I opened a PR at https://github.com/jmespath/go-jmespath/pull/15 that adds a failing test for this as well as a potential implementation. Although, I can't help but feel like passing in req.Data is going to be problematic since it's basically relying on the struct fields to match the JSON exactly, which isn't always the case. Maybe it would be better to just pass in the raw response body instead?
I'm working to verify a fix for the go-jmespath for this expression. It looks like the way typed slices were being handled was preventing the comparison from working.
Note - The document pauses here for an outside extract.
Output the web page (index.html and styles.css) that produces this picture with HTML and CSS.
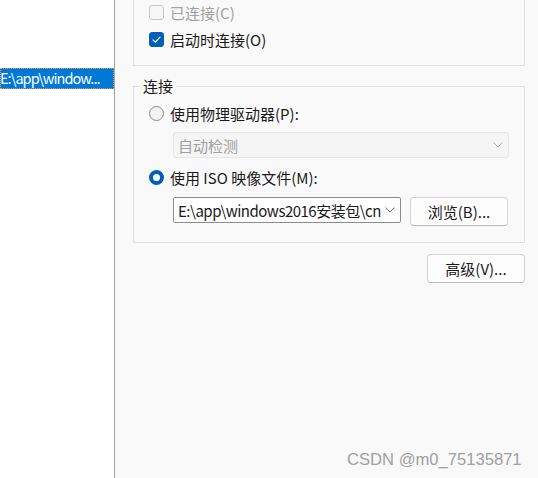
FILE: index.html
```html
<!DOCTYPE html>
<html lang="zh-CN">
<head>
<meta charset="utf-8">
<link rel="stylesheet" href="styles.css">
</head>
<body>
<div class="window">
  <div class="sidebar">
    <div class="item">E:\app\window...</div>
  </div>
  <div class="main">
    <div class="group group-top">
      <div class="row disabled"><span class="cb"></span><span>已连接(C)</span></div>
      <div class="row"><span class="cb checked"><svg width="15" height="15" viewBox="0 0 15 15"><polyline points="4,7.8 6.4,10.2 11,5.2" fill="none" stroke="#fff" stroke-width="1.2" stroke-linecap="round" stroke-linejoin="round"/></svg></span><span>启动时连接(O)</span></div>
    </div>
    <fieldset class="group group-conn">
      <legend>连接</legend>
      <div class="row radio-row first"><span class="radio"></span><span>使用物理驱动器(P):</span></div>
      <div class="select select-disabled"><span>自动检测</span><svg class="chev" width="10" height="6" viewBox="0 0 10 6"><polyline points="0.5,0.5 5,5 9.5,0.5" fill="none" stroke="#b0b0b0" stroke-width="1"/></svg></div>
      <div class="row radio-row second"><span class="radio checked"></span><span>使用 ISO 映像文件(M):</span></div>
      <div class="file-row">
        <div class="select combo"><span class="combo-text">E:\app\windows2016安装包\cn</span><svg class="chev" width="10" height="6" viewBox="0 0 10 6"><polyline points="0.5,0.5 5,5 9.5,0.5" fill="none" stroke="#707070" stroke-width="1"/></svg></div>
        <button class="btn">浏览(B)...</button>
      </div>
    </fieldset>
    <div class="actions"><button class="btn">高级(V)...</button></div>
  </div>
  <div class="watermark">CSDN @m0_75135871</div>
</div>
</body>
</html>
```
FILE: styles.css
```css
* { box-sizing: border-box; }
html, body { margin: 0; padding: 0; }
body {
  width: 538px;
  height: 478px;
  overflow: hidden;
  background: #f9f9f9;
  font-family: "Noto Sans CJK SC", "Noto Sans", sans-serif;
  font-size: 15px;
  color: #1a1a1a;
}
.window {
  position: relative;
  display: flex;
  height: 478px;
}
.sidebar {
  width: 115px;
  flex: none;
  background: #ffffff;
  border-right: 1px solid #a0a0a0;
  padding-top: 68px;
  overflow: hidden;
}
.item {
  height: 21px;
  line-height: 20px;
  background: #0078d7;
  color: #ffffff;
  white-space: nowrap;
  font-size: 14.5px;
  letter-spacing: -0.95px;
  outline: 1px dotted #f0a040;
  outline-offset: -1px;
}
.main {
  flex: 1;
  padding: 0 13px 0 18px;
}
.group {
  border: 1px solid #e0e0e0;
}
.group-top {
  border-top: none;
  margin-top: -1px;
  padding: 0 0 12px 15px;
}
.row {
  display: flex;
  align-items: center;
  gap: 6px;
  height: 27px;
  white-space: nowrap;
}
.row.disabled { color: #a0a0a0; }
.cb {
  width: 15px;
  height: 15px;
  flex: none;
  border: 1px solid #c8c8c8;
  border-radius: 3px;
  background: #f6f6f6;
  display: flex;
}
.cb.checked {
  background: #005fb8;
  border-color: #005fb8;
}
.cb.checked svg { margin: -1px; }
.group-conn {
  margin: 10px 0 0 0;
  padding: 0 15px 16px 15px;
  min-width: 0;
}
.group-conn legend {
  padding: 0 3px;
  margin-left: -9px;
  line-height: 20px;
}
.radio-row { height: 22px; }
.radio-row.first { margin-top: 6px; }
.radio-row.second { margin-top: 8px; }
.radio {
  width: 15px;
  height: 15px;
  flex: none;
  border: 1px solid #8a8a8a;
  border-radius: 50%;
  background: #f3f3f3;
}
.radio.checked {
  border: 4.5px solid #005fb8;
  background: #ffffff;
}
.select {
  display: flex;
  align-items: center;
  justify-content: space-between;
  height: 26px;
  padding: 0 5px 0 4px;
  border-radius: 3px;
  white-space: nowrap;
}
.select-disabled {
  margin: 8px 0 0 24px;
  width: 336px;
  background: #f5f5f5;
  border: 1px solid #e6e6e6;
  color: #a0a0a0;
}
.file-row {
  display: flex;
  align-items: flex-start;
  gap: 9px;
  margin: 9px 0 0 24px;
}
.combo {
  width: 228px;
  background: #ffffff;
  border: 1px solid #8c8c8c;
  border-radius: 2px;
  overflow: hidden;
}
.combo-text {
  overflow: hidden;
  letter-spacing: -0.5px;
}
.chev { flex: none; margin-left: 4px; }
.btn {
  width: 98px;
  height: 29px;
  padding: 0;
  background: #fdfdfd;
  border: 1px solid #d4d4d4;
  border-bottom-color: #b9b9b9;
  border-radius: 4px;
  font-family: "Noto Sans CJK SC", "Noto Sans", sans-serif;
  font-size: 15px;
  color: #1a1a1a;
}
.actions {
  display: flex;
  justify-content: flex-end;
  margin-top: 11px;
}
.watermark {
  position: absolute;
  left: 347px;
  top: 451px;
  font-family: "Liberation Sans", Arial, sans-serif;
  font-size: 16.6px;
  line-height: 17px;
  color: #a0a0a0;
  white-space: nowrap;
}
```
Thanks for all the information and assistance in addressing this issue. We identified the problem and got a fix pushed upstream to go-jmespath. If you're using the SDK with Go 1.5 vendoring experiment all you need to do is sync the latest version of the SDK. If you're not using vendoring you can update the SDK and jmespath with:
go get -u github.com/aws/aws-sdk-go/...
go get -u github.com/jmespath/go-jmespath
Here is a complete test program for testing: http://play.golang.org/p/vQG2KkF6_a
The program successfully connects to ECS, registers a task definition, and updates a service. Where it is failing is actually waiting until the service has become stable. WaitUntilServicesStable is returning in under a second.
If you remove line 122 (
exitLoop = true
), then the polling logic works correctly, but the loop won't exit till the time limit has passed.